• [WHAT IS ASKED]: How many of the lines below include "this"? Give the number and no other words.
** Start of SUPPLIED RECORDS **
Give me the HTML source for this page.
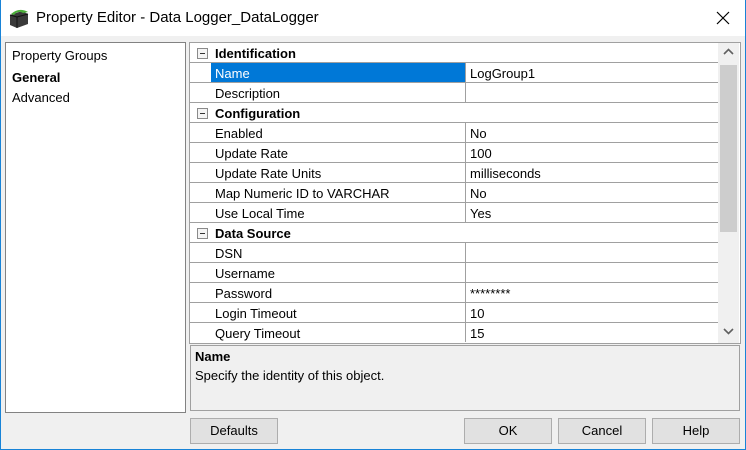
<!DOCTYPE html><html><head><style>
*{margin:0;padding:0;box-sizing:border-box}
body{width:746px;height:450px;background:#f0f0f0;font-family:"Liberation Sans",Arial,sans-serif;font-size:13px;color:#000;position:relative;overflow:hidden}
.abs{position:absolute}
#win{position:absolute;left:0;top:0;width:746px;height:450px;border:1px solid #1883d7;border-top:none}
#title{left:0;top:0;width:746px;height:36px;background:#fff}
.row{position:absolute;left:190px;width:528px;height:20px;border-bottom:1px solid #a0a0a0}
.row .n{position:absolute;left:25px;top:3px}
.row .v{position:absolute;left:275px;top:3px;height:19px;top:0;padding-top:3px;padding-left:4px;border-left:1px solid #a0a0a0;width:253px}
.row.h .n{left:25px;font-weight:bold}
.box{position:absolute;left:7px;top:5px;width:11px;height:11px;border:1px solid #8a8a8a;background:#f4f4f4}
.box:after{content:"";position:absolute;left:2px;top:4px;width:5px;height:1px;background:#333}
.btn{position:absolute;top:418px;height:26px;border:1px solid #adadad;background:#e1e1e1;text-align:center;line-height:24px}
</style></head><body>
<div id="title" class="abs">
<svg class="abs" style="left:8px;top:7px" width="22" height="22"><path d="M2 8 L14 4 L20 7 L20 17 L9 21 L2 18Z" fill="#3a3a3a"/><path d="M2 8 L9 10 L20 7" stroke="#111" fill="none"/><path d="M9 10 L9 21" stroke="#111"/><path d="M3 7 Q11 0 20 5 L15 6 Q10 3 6 8Z" fill="#4caf3a"/></svg>
<div class="abs" style="left:36px;top:9px;font-size:15px">Property Editor - Data Logger_DataLogger</div>
<svg class="abs" style="left:716px;top:11px" width="14" height="14"><path d="M1 1L13 13M13 1L1 13" stroke="#000" stroke-width="1.2"/></svg>
</div>
<div class="abs" style="left:5px;top:42px;width:181px;height:371px;border:1px solid #828282;background:#fff">
<div class="abs" style="left:6px;top:5px">Property Groups</div>
<div class="abs" style="left:6px;top:27px;font-weight:bold">General</div>
<div class="abs" style="left:6px;top:47px">Advanced</div>
</div>
<div class="abs" style="left:189px;top:42px;width:552px;height:302px;border:1px solid #a0a0a0;background:#fff;overflow:hidden">
</div>
<div style="position:absolute;left:0;top:43px">
<div class="row h" style="top:0"><div class="box"></div><div class="n">Identification</div></div>
<div class="row" style="top:20px"><div class="abs" style="left:21px;top:0;width:254px;height:19px;background:#0078d7"></div><div class="n" style="color:#fff">Name</div><div class="v">LogGroup1</div></div>
<div class="row" style="top:40px"><div class="n">Description</div><div class="v"></div></div>
<div class="row h" style="top:60px"><div class="box"></div><div class="n">Configuration</div></div>
<div class="row" style="top:80px"><div class="n">Enabled</div><div class="v">No</div></div>
<div class="row" style="top:100px"><div class="n">Update Rate</div><div class="v">100</div></div>
<div class="row" style="top:120px"><div class="n">Update Rate Units</div><div class="v">milliseconds</div></div>
<div class="row" style="top:140px"><div class="n">Map Numeric ID to VARCHAR</div><div class="v">No</div></div>
<div class="row" style="top:160px"><div class="n">Use Local Time</div><div class="v">Yes</div></div>
<div class="row h" style="top:180px"><div class="box"></div><div class="n">Data Source</div></div>
<div class="row" style="top:200px"><div class="n">DSN</div><div class="v"></div></div>
<div class="row" style="top:220px"><div class="n">Username</div><div class="v"></div></div>
<div class="row" style="top:240px"><div class="n">Password</div><div class="v">********</div></div>
<div class="row" style="top:260px"><div class="n">Login Timeout</div><div class="v">10</div></div>
<div class="row" style="top:280px;border-bottom:none"><div class="n">Query Timeout</div><div class="v">15</div></div>
</div>
<div class="abs" style="left:718px;top:43px;width:21px;height:300px;background:#f0f0f0">
<div class="abs" style="left:2px;top:22px;width:17px;height:167px;background:#cdcdcd"></div>
<svg class="abs" style="left:5px;top:5px" width="11" height="8"><path d="M1 6L5.5 1.5L10 6" stroke="#606060" stroke-width="1.6" fill="none"/></svg>
<svg class="abs" style="left:5px;top:284px" width="11" height="8"><path d="M1 2L5.5 6.5L10 2" stroke="#606060" stroke-width="1.6" fill="none"/></svg>
</div>
<div class="abs" style="left:190px;top:345px;width:550px;height:66px;border:1px solid #a0a0a0;background:#f0f0f0">
<div class="abs" style="left:4px;top:3px;font-weight:bold">Name</div>
<div class="abs" style="left:4px;top:22px">Specify the identity of this object.</div>
</div>
<div class="btn" style="left:190px;width:88px">Defaults</div>
<div class="btn" style="left:464px;width:88px">OK</div>
<div class="btn" style="left:558px;width:88px">Cancel</div>
<div class="btn" style="left:652px;width:88px">Help</div>
<div id="win"></div>
</body></html>
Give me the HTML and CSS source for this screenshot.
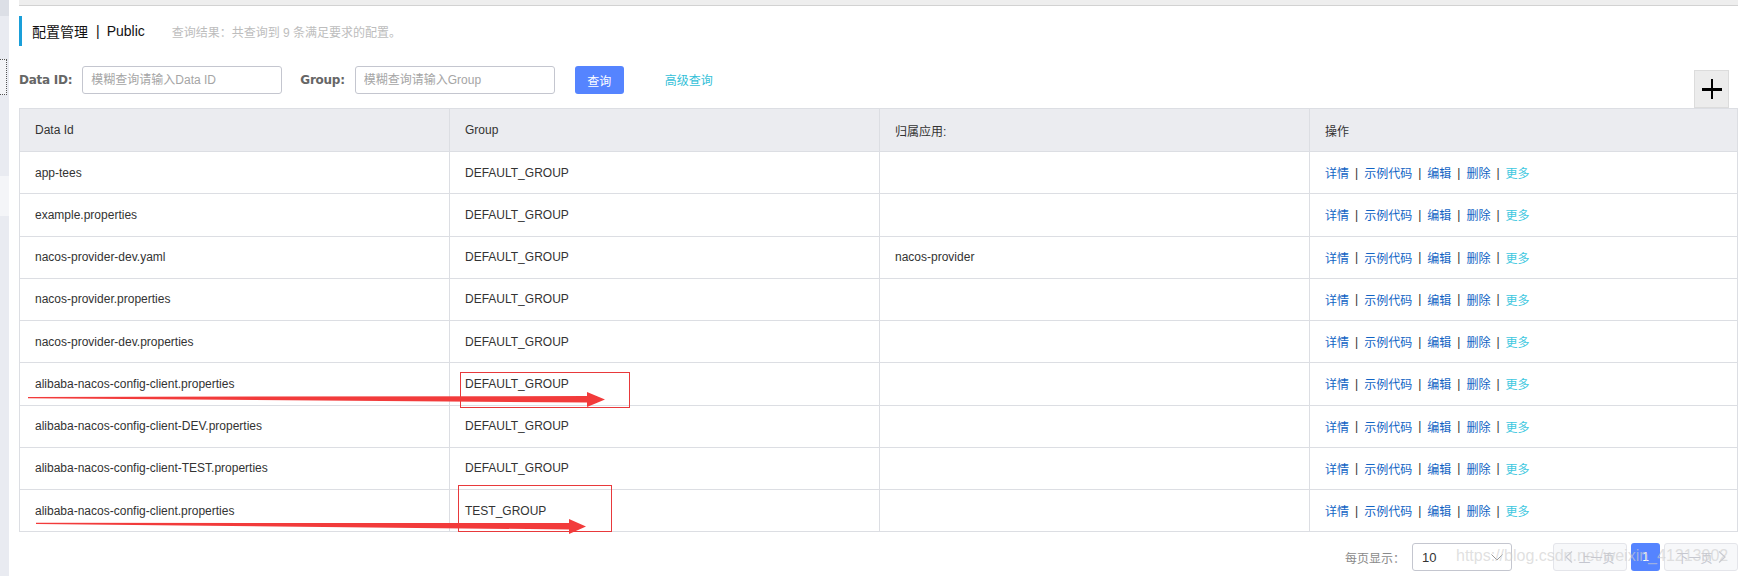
FILE: index.html
```html
<!DOCTYPE html>
<html lang="zh-CN">
<head>
<meta charset="utf-8">
<title>配置管理</title>
<link rel="stylesheet" href="styles.css">
</head>
<body>
<div class="page">
  <aside class="sidebar">
    <div class="sb-top"></div>
    <div class="sb-focus"></div>
    <div class="sb-item"></div>
  </aside>
  <main class="content">
    <div class="topbar"></div>
    <div class="title-row">
      <span class="title">配置管理</span><span class="title-sep">|</span><span class="title">Public</span>
      <span class="summary">查询结果：共查询到 9 条满足要求的配置。</span>
    </div>
    <div class="search-row">
      <label class="lbl">Data ID:</label>
      <input class="inp" type="text" placeholder="模糊查询请输入Data ID">
      <label class="lbl lbl-group">Group:</label>
      <input class="inp" type="text" placeholder="模糊查询请输入Group">
      <button class="btn-primary">查询</button>
      <a class="adv">高级查询</a>
      <button class="btn-add" aria-label="add">
        <svg width="20" height="20" viewBox="0 0 20 20"><rect x="0" y="9" width="20" height="3" fill="#000"/><rect x="9" y="0" width="2" height="20" fill="#000"/></svg>
      </button>
    </div>
    <div class="table">
      <div class="tr thead"><div class="td">Data Id</div><div class="td">Group</div><div class="td">归属应用:</div><div class="td">操作</div></div>
      <div class="tr"><div class="td">app-tees</div><div class="td">DEFAULT_GROUP</div><div class="td"></div><div class="td ops"><a>详情</a><i>|</i><a>示例代码</a><i>|</i><a>编辑</a><i>|</i><a>删除</a><i>|</i><a class="more">更多</a></div></div>
      <div class="tr"><div class="td">example.properties</div><div class="td">DEFAULT_GROUP</div><div class="td"></div><div class="td ops"><a>详情</a><i>|</i><a>示例代码</a><i>|</i><a>编辑</a><i>|</i><a>删除</a><i>|</i><a class="more">更多</a></div></div>
      <div class="tr"><div class="td">nacos-provider-dev.yaml</div><div class="td">DEFAULT_GROUP</div><div class="td">nacos-provider</div><div class="td ops"><a>详情</a><i>|</i><a>示例代码</a><i>|</i><a>编辑</a><i>|</i><a>删除</a><i>|</i><a class="more">更多</a></div></div>
      <div class="tr"><div class="td">nacos-provider.properties</div><div class="td">DEFAULT_GROUP</div><div class="td"></div><div class="td ops"><a>详情</a><i>|</i><a>示例代码</a><i>|</i><a>编辑</a><i>|</i><a>删除</a><i>|</i><a class="more">更多</a></div></div>
      <div class="tr"><div class="td">nacos-provider-dev.properties</div><div class="td">DEFAULT_GROUP</div><div class="td"></div><div class="td ops"><a>详情</a><i>|</i><a>示例代码</a><i>|</i><a>编辑</a><i>|</i><a>删除</a><i>|</i><a class="more">更多</a></div></div>
      <div class="tr"><div class="td">alibaba-nacos-config-client.properties</div><div class="td">DEFAULT_GROUP</div><div class="td"></div><div class="td ops"><a>详情</a><i>|</i><a>示例代码</a><i>|</i><a>编辑</a><i>|</i><a>删除</a><i>|</i><a class="more">更多</a></div></div>
      <div class="tr"><div class="td">alibaba-nacos-config-client-DEV.properties</div><div class="td">DEFAULT_GROUP</div><div class="td"></div><div class="td ops"><a>详情</a><i>|</i><a>示例代码</a><i>|</i><a>编辑</a><i>|</i><a>删除</a><i>|</i><a class="more">更多</a></div></div>
      <div class="tr"><div class="td">alibaba-nacos-config-client-TEST.properties</div><div class="td">DEFAULT_GROUP</div><div class="td"></div><div class="td ops"><a>详情</a><i>|</i><a>示例代码</a><i>|</i><a>编辑</a><i>|</i><a>删除</a><i>|</i><a class="more">更多</a></div></div>
      <div class="tr"><div class="td">alibaba-nacos-config-client.properties</div><div class="td">TEST_GROUP</div><div class="td"></div><div class="td ops"><a>详情</a><i>|</i><a>示例代码</a><i>|</i><a>编辑</a><i>|</i><a>删除</a><i>|</i><a class="more">更多</a></div></div>
    </div>
    <div class="pager">
      <span class="pg-label">每页显示：</span>
      <div class="pg-select"><span>10</span><svg width="12" height="7" viewBox="0 0 12 7"><path d="M0.5 0.5 L6 6 L11.5 0.5" fill="none" stroke="#999" stroke-width="1"/></svg></div>
      <button class="pg-btn pg-prev"><svg width="8" height="12" viewBox="0 0 8 12"><path d="M7 0.5 L1 6 L7 11.5" fill="none" stroke="#c8cad2" stroke-width="1.2"/></svg>上一页</button>
      <button class="pg-num">1</button>
      <button class="pg-btn pg-next">下一页<svg width="8" height="12" viewBox="0 0 8 12"><path d="M1 0.5 L7 6 L1 11.5" fill="none" stroke="#c8cad2" stroke-width="1.2"/></svg></button>
    </div>
  </main>
  <span class="watermark">https://blog.csdn.net/weixin_41213902</span>
  <svg class="marks" width="1738" height="576" viewBox="0 0 1738 576">
    <rect x="460.5" y="372.5" width="169" height="35" fill="none" stroke="#e8393b" stroke-width="1"/>
    <rect x="458.5" y="485.5" width="153" height="46" fill="none" stroke="#e8393b" stroke-width="1"/>
    <polygon points="28,397 587,396 587,392 605,399.5 587,407 587,402.5 28,398.2" fill="#f23b3b"/>
    <polygon points="36,522.8 569,523 569,519 586,526.5 569,534 569,529.5 36,524" fill="#f23b3b"/>
  </svg>
</div>
</body>
</html>
```
FILE: styles.css
```css
html, body {
  margin: 0;
  padding: 0;
  overflow: hidden;
  background: #fff;
}
body {
  font-family: "Liberation Sans", "Noto Sans CJK SC", sans-serif;
  font-size: 12px;
  color: #333;
}
.page {
  position: relative;
  display: flex;
  width: 1738px;
  height: 576px;
}
.sidebar {
  width: 9px;
  flex: none;
  background: #e9ebf1;
  display: flex;
  flex-direction: column;
}
.sb-top {
  height: 16px;
  background: #dcdfe6;
}
.sb-focus {
  margin-top: 43px;
  width: 7px;
  height: 36px;
  box-sizing: border-box;
  border: 1px dotted #555;
  border-left: none;
  background: #f3f4f7;
}
.sb-item {
  margin-top: 81px;
  height: 40px;
  background: #f4f5f8;
}
.content {
  margin-left: 10px;
  width: 1719px;
  flex: none;
}
.topbar {
  height: 5px;
  background: #eeeeee;
  border-bottom: 1px solid #d2d2d2;
}
.title-row {
  margin-top: 10px;
  height: 30px;
  border-left: 3px solid #1a9fd9;
  padding-left: 10px;
  display: flex;
  align-items: center;
}
.title {
  font-size: 14px;
  color: #111;
}
.title-sep {
  font-size: 14px;
  color: #111;
  margin: 0 7px 0 8px;
}
.summary {
  margin-left: 27px;
  color: #bdbdbd;
  font-size: 12px;
}
.search-row {
  margin-top: 20px;
  height: 42px;
  display: flex;
  align-items: flex-start;
}
.lbl {
  font-family: "DejaVu Sans", sans-serif;
  font-weight: bold;
  font-size: 12px;
  letter-spacing: -0.25px;
  color: #666;
  line-height: 28px;
  margin-right: 10px;
}
.lbl-group {
  margin-left: 18px;
}
.inp {
  width: 200px;
  height: 28px;
  box-sizing: border-box;
  border: 1px solid #c4c6cf;
  border-radius: 3px;
  padding: 0 8px;
  font-family: "Liberation Sans", "Noto Sans CJK SC", sans-serif;
  font-size: 12px;
  color: #333;
  outline: none;
  margin: 0;
}
.inp::placeholder {
  color: #a5a5a5;
}
.btn-primary {
  margin-left: 20px;
  width: 49px;
  height: 28px;
  border: none;
  border-radius: 3px;
  background: #5584ff;
  color: #fff;
  font-family: "Noto Sans CJK SC", sans-serif;
  font-size: 12px;
  padding: 0;
}
.adv {
  margin-left: 41px;
  line-height: 28px;
  color: #33bfd8;
  font-family: "Noto Sans CJK SC", sans-serif;
  font-size: 12px;
}
.btn-add {
  margin-left: auto;
  margin-right: 9px;
  margin-top: 4px;
  width: 35px;
  height: 38px;
  box-sizing: border-box;
  background: #ececec;
  border: 1px solid #dcdcdc;
  padding: 0;
  display: flex;
  align-items: center;
  justify-content: center;
}
.btn-add svg {
  display: block;
}
.table {
  border-top: 1px solid #dcdee3;
  border-left: 1px solid #dcdee3;
  width: 1719px;
  box-sizing: border-box;
}
.tr {
  display: grid;
  grid-template-columns: 430px 430px 430px 1fr;
  height: 42.25px;
  box-sizing: border-box;
  border-bottom: 1px solid #dcdee3;
}
.thead {
  height: 43px;
  background: #ebecf0;
}
.td {
  border-right: 1px solid #dcdee3;
  padding: 0 15px;
  display: flex;
  align-items: center;
  white-space: nowrap;
  color: #333;
}
.ops a {
  color: #1264c4;
  font-family: "Noto Sans CJK SC", sans-serif;
}
.ops a.more {
  color: #3ec8e0;
}
.ops i {
  font-style: normal;
  color: #333;
  margin: 0 6px 0 6px;
}
.pager {
  margin-top: 11px;
  display: flex;
  justify-content: flex-end;
  align-items: center;
  height: 28px;
}
.pg-label {
  color: #8a8a8a;
  font-family: "Noto Sans CJK SC", sans-serif;
  margin-right: 7px;
}
.pg-select {
  width: 100px;
  height: 28px;
  box-sizing: border-box;
  border: 1px solid #c4c6cf;
  border-radius: 3px;
  display: flex;
  align-items: center;
  justify-content: space-between;
  padding: 0 8px 0 9px;
  font-size: 13px;
  color: #333;
  margin-right: 41px;
}
.pg-btn {
  width: 74px;
  height: 28px;
  box-sizing: border-box;
  border: 1px solid #e4e5ea;
  border-radius: 3px;
  background: #f7f8fa;
  color: #c4c6cf;
  font-family: "Noto Sans CJK SC", sans-serif;
  font-size: 12px;
  padding: 0;
  display: flex;
  align-items: center;
  justify-content: center;
  gap: 5px;
}
.pg-num {
  width: 29px;
  height: 28px;
  margin: 0 4px;
  border: none;
  border-radius: 3px;
  background: #5584ff;
  color: #fff;
  font-family: "Liberation Sans", sans-serif;
  font-size: 12px;
  padding: 0;
}
.watermark {
  position: absolute;
  left: 1456px;
  top: 547px;
  font-family: "Liberation Sans", sans-serif;
  font-size: 16px;
  color: rgba(205, 205, 205, 0.62);
  white-space: nowrap;
  pointer-events: none;
}
.marks {
  position: absolute;
  left: 0;
  top: 0;
  pointer-events: none;
}
```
** End of SUPPLIED RECORDS **
• [SOLUTION TO THE EXERCISE]: 3